▶

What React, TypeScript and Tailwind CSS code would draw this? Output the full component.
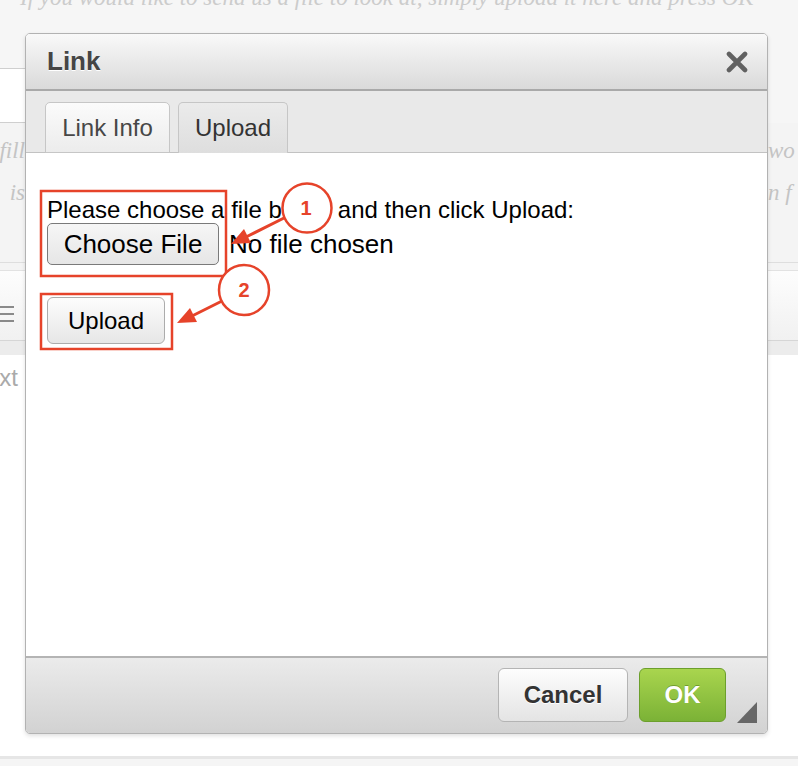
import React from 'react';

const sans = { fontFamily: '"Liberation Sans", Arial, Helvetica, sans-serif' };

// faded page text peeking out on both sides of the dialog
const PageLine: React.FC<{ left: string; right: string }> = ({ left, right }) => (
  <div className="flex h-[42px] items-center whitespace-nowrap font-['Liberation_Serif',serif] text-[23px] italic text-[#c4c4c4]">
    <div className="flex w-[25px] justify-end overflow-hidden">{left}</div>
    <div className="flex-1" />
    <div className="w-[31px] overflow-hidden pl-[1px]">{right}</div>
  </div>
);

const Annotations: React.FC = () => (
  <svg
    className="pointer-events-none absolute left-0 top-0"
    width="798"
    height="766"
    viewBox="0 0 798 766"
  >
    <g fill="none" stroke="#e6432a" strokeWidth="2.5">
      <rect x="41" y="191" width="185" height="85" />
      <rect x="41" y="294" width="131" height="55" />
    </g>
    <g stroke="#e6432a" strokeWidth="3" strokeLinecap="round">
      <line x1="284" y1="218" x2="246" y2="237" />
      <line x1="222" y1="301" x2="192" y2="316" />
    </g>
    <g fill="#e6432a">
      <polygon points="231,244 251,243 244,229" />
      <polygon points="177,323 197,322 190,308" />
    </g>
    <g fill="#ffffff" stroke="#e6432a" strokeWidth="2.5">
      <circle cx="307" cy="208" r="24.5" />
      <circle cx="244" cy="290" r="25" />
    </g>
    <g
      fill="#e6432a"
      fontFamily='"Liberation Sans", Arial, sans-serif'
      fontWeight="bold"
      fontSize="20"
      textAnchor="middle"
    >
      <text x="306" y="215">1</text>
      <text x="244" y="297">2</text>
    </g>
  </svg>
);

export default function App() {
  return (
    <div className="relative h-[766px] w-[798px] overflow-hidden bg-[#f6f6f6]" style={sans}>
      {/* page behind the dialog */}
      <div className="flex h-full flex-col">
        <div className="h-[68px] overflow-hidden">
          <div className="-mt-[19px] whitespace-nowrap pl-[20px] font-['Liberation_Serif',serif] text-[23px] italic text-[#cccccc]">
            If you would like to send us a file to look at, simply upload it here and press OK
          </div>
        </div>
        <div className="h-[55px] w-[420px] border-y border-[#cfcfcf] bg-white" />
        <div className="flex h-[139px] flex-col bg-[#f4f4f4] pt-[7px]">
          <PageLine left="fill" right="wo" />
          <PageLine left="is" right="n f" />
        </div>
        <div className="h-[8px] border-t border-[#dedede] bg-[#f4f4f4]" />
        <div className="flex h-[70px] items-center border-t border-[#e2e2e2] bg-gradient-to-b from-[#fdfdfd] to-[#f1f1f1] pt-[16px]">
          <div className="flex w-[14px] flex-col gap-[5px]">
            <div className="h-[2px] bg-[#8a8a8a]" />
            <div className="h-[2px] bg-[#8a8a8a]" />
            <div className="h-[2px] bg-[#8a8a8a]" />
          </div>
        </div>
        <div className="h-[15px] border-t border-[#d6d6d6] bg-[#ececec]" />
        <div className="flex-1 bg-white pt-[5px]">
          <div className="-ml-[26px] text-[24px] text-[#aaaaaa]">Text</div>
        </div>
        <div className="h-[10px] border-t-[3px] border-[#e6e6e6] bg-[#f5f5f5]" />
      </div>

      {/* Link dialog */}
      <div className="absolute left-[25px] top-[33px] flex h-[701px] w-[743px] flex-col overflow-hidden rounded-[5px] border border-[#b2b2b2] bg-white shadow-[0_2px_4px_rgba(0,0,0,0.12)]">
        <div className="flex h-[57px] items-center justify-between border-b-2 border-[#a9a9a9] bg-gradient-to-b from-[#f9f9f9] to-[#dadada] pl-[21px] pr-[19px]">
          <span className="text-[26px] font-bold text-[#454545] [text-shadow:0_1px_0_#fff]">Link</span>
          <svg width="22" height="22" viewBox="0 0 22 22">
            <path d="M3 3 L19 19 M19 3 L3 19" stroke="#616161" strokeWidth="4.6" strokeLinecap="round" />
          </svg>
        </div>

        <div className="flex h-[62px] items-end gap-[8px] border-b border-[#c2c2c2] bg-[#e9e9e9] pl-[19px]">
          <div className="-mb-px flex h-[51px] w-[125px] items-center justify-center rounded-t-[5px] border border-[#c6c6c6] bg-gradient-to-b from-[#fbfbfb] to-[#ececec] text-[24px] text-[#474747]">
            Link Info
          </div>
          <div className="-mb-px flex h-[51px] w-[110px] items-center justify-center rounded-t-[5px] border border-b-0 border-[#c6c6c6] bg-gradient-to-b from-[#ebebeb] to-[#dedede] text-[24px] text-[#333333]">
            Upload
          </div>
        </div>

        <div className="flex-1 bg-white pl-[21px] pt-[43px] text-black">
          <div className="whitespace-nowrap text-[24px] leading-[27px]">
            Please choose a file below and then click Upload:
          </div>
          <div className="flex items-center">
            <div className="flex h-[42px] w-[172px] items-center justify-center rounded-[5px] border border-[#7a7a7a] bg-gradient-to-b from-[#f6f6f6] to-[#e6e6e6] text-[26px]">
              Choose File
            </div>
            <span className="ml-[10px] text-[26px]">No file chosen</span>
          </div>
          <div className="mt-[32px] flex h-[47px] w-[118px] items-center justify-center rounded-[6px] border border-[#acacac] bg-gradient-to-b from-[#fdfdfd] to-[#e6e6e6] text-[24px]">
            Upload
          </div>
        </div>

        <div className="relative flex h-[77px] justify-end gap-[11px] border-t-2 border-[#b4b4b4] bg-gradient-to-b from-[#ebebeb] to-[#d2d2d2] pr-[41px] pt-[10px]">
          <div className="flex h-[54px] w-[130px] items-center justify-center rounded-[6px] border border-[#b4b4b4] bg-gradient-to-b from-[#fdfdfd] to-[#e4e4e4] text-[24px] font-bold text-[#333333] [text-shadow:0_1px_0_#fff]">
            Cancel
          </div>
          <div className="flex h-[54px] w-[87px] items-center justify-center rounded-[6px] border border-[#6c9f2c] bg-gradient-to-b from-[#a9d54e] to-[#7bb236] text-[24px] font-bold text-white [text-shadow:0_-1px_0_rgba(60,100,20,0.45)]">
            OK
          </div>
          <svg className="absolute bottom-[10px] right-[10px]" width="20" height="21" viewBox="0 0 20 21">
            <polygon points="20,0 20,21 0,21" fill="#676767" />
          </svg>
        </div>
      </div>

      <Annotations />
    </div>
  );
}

◀

Instructions for the task: Transcribe the preceding listing in its entirety and with exact wording, leaving out pictures.

Written solution:
What React, TypeScript and Tailwind CSS code would draw this? Output the full component.
import React from 'react';

const sans = { fontFamily: '"Liberation Sans", Arial, Helvetica, sans-serif' };

// faded page text peeking out on both sides of the dialog
const PageLine: React.FC<{ left: string; right: string }> = ({ left, right }) => (
  <div className="flex h-[42px] items-center whitespace-nowrap font-['Liberation_Serif',serif] text-[23px] italic text-[#c4c4c4]">
    <div className="flex w-[25px] justify-end overflow-hidden">{left}</div>
    <div className="flex-1" />
    <div className="w-[31px] overflow-hidden pl-[1px]">{right}</div>
  </div>
);

const Annotations: React.FC = () => (
  <svg
    className="pointer-events-none absolute left-0 top-0"
    width="798"
    height="766"
    viewBox="0 0 798 766"
  >
    <g fill="none" stroke="#e6432a" strokeWidth="2.5">
      <rect x="41" y="191" width="185" height="85" />
      <rect x="41" y="294" width="131" height="55" />
    </g>
    <g stroke="#e6432a" strokeWidth="3" strokeLinecap="round">
      <line x1="284" y1="218" x2="246" y2="237" />
      <line x1="222" y1="301" x2="192" y2="316" />
    </g>
    <g fill="#e6432a">
      <polygon points="231,244 251,243 244,229" />
      <polygon points="177,323 197,322 190,308" />
    </g>
    <g fill="#ffffff" stroke="#e6432a" strokeWidth="2.5">
      <circle cx="307" cy="208" r="24.5" />
      <circle cx="244" cy="290" r="25" />
    </g>
    <g
      fill="#e6432a"
      fontFamily='"Liberation Sans", Arial, sans-serif'
      fontWeight="bold"
      fontSize="20"
      textAnchor="middle"
    >
      <text x="306" y="215">1</text>
      <text x="244" y="297">2</text>
    </g>
  </svg>
);

export default function App() {
  return (
    <div className="relative h-[766px] w-[798px] overflow-hidden bg-[#f6f6f6]" style={sans}>
      {/* page behind the dialog */}
      <div className="flex h-full flex-col">
        <div className="h-[68px] overflow-hidden">
          <div className="-mt-[19px] whitespace-nowrap pl-[20px] font-['Liberation_Serif',serif] text-[23px] italic text-[#cccccc]">
            If you would like to send us a file to look at, simply upload it here and press OK
          </div>
        </div>
        <div className="h-[55px] w-[420px] border-y border-[#cfcfcf] bg-white" />
        <div className="flex h-[139px] flex-col bg-[#f4f4f4] pt-[7px]">
          <PageLine left="fill" right="wo" />
          <PageLine left="is" right="n f" />
        </div>
        <div className="h-[8px] border-t border-[#dedede] bg-[#f4f4f4]" />
        <div className="flex h-[70px] items-center border-t border-[#e2e2e2] bg-gradient-to-b from-[#fdfdfd] to-[#f1f1f1] pt-[16px]">
          <div className="flex w-[14px] flex-col gap-[5px]">
            <div className="h-[2px] bg-[#8a8a8a]" />
            <div className="h-[2px] bg-[#8a8a8a]" />
            <div className="h-[2px] bg-[#8a8a8a]" />
          </div>
        </div>
        <div className="h-[15px] border-t border-[#d6d6d6] bg-[#ececec]" />
        <div className="flex-1 bg-white pt-[5px]">
          <div className="-ml-[26px] text-[24px] text-[#aaaaaa]">Text</div>
        </div>
        <div className="h-[10px] border-t-[3px] border-[#e6e6e6] bg-[#f5f5f5]" />
      </div>

      {/* Link dialog */}
      <div className="absolute left-[25px] top-[33px] flex h-[701px] w-[743px] flex-col overflow-hidden rounded-[5px] border border-[#b2b2b2] bg-white shadow-[0_2px_4px_rgba(0,0,0,0.12)]">
        <div className="flex h-[57px] items-center justify-between border-b-2 border-[#a9a9a9] bg-gradient-to-b from-[#f9f9f9] to-[#dadada] pl-[21px] pr-[19px]">
          <span className="text-[26px] font-bold text-[#454545] [text-shadow:0_1px_0_#fff]">Link</span>
          <svg width="22" height="22" viewBox="0 0 22 22">
            <path d="M3 3 L19 19 M19 3 L3 19" stroke="#616161" strokeWidth="4.6" strokeLinecap="round" />
          </svg>
        </div>

        <div className="flex h-[62px] items-end gap-[8px] border-b border-[#c2c2c2] bg-[#e9e9e9] pl-[19px]">
          <div className="-mb-px flex h-[51px] w-[125px] items-center justify-center rounded-t-[5px] border border-[#c6c6c6] bg-gradient-to-b from-[#fbfbfb] to-[#ececec] text-[24px] text-[#474747]">
            Link Info
          </div>
          <div className="-mb-px flex h-[51px] w-[110px] items-center justify-center rounded-t-[5px] border border-b-0 border-[#c6c6c6] bg-gradient-to-b from-[#ebebeb] to-[#dedede] text-[24px] text-[#333333]">
            Upload
          </div>
        </div>

        <div className="flex-1 bg-white pl-[21px] pt-[43px] text-black">
          <div className="whitespace-nowrap text-[24px] leading-[27px]">
            Please choose a file below and then click Upload:
          </div>
          <div className="flex items-center">
            <div className="flex h-[42px] w-[172px] items-center justify-center rounded-[5px] border border-[#7a7a7a] bg-gradient-to-b from-[#f6f6f6] to-[#e6e6e6] text-[26px]">
              Choose File
            </div>
            <span className="ml-[10px] text-[26px]">No file chosen</span>
          </div>
          <div className="mt-[32px] flex h-[47px] w-[118px] items-center justify-center rounded-[6px] border border-[#acacac] bg-gradient-to-b from-[#fdfdfd] to-[#e6e6e6] text-[24px]">
            Upload
          </div>
        </div>

        <div className="relative flex h-[77px] justify-end gap-[11px] border-t-2 border-[#b4b4b4] bg-gradient-to-b from-[#ebebeb] to-[#d2d2d2] pr-[41px] pt-[10px]">
          <div className="flex h-[54px] w-[130px] items-center justify-center rounded-[6px] border border-[#b4b4b4] bg-gradient-to-b from-[#fdfdfd] to-[#e4e4e4] text-[24px] font-bold text-[#333333] [text-shadow:0_1px_0_#fff]">
            Cancel
          </div>
          <div className="flex h-[54px] w-[87px] items-center justify-center rounded-[6px] border border-[#6c9f2c] bg-gradient-to-b from-[#a9d54e] to-[#7bb236] text-[24px] font-bold text-white [text-shadow:0_-1px_0_rgba(60,100,20,0.45)]">
            OK
          </div>
          <svg className="absolute bottom-[10px] right-[10px]" width="20" height="21" viewBox="0 0 20 21">
            <polygon points="20,0 20,21 0,21" fill="#676767" />
          </svg>
        </div>
      </div>

      <Annotations />
    </div>
  );
}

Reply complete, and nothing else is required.